Discussion of Statutory Provisions
The court examined multiple statutory provisions cited by Kelley to support his claim of public policy violation, including chapters of the Washington Revised Code related to wage protections and labor standards. It noted that Kelley did not report any complaints to the Department of Labor and Industries, which undermined his argument regarding industrial welfare protections. The court also assessed Kelley's assertions related to concerted activities under labor law, ultimately determining that his complaints were managerial in nature and did not constitute protected concerted activity. Furthermore, it dismissed Kelley’s claims regarding minimum wage and wage protection statutes because he was not making a wage claim on his own behalf and had not substantiated that the bonuses were guaranteed. The court concluded that none of the statutory provisions provided a supportable public policy foundation for Kelley's wrongful discharge claim.
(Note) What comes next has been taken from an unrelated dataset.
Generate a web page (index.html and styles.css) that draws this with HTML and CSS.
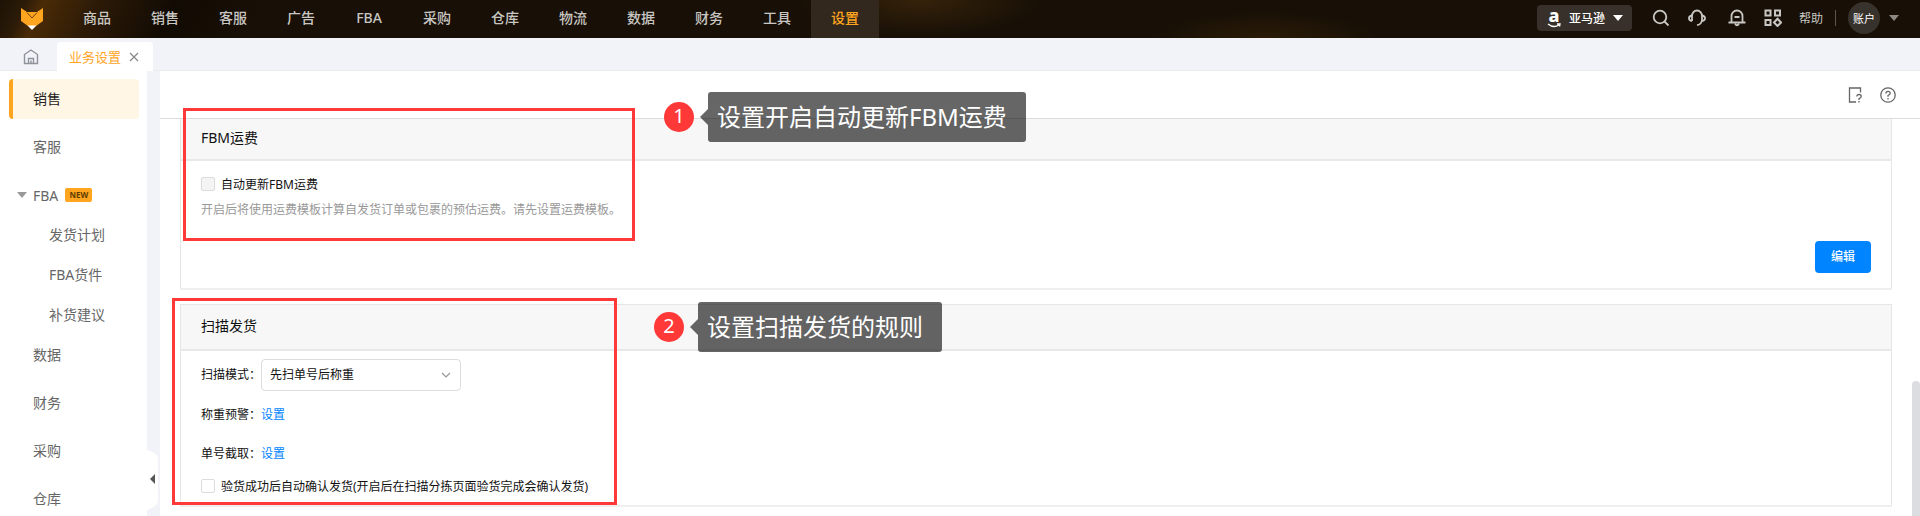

Evaluation of Boeing's Code of Conduct
The court evaluated Kelley's argument that Boeing's code of conduct created an implied contract altering his at-will employment status. It acknowledged that employee manuals or codes of conduct could potentially modify at-will employment if they contain specific promises. However, the court determined that the Boeing code of conduct contained only general statements about fair treatment and did not provide specific guarantees of employment protections. The court referenced a previous case, Quedado v. Boeing, where it was established that vague assurances in a code of conduct do not create enforceable contractual rights. Therefore, Kelley’s reliance on the code of conduct as a basis for claiming an implied contract was rejected, reinforcing that his at-will employment remained intact.
Conclusion on Summary Judgment
In conclusion, the court upheld the trial court's grant of summary judgment in favor of Boeing, finding that Kelley had failed to establish a prima facie case for wrongful discharge. The court found that Kelley did not demonstrate a violation of a clear mandate of public policy that would support his claim. It reaffirmed that Kelley's actions were largely related to his managerial responsibilities and did not constitute protected rights under Washington law. The court also highlighted that Boeing had legitimate, non-retaliatory reasons for terminating Kelley, which further justified the summary judgment ruling. As a result, the court affirmed the lower court's decision, denying Kelley's request for attorney fees and concluding that his claims were without merit.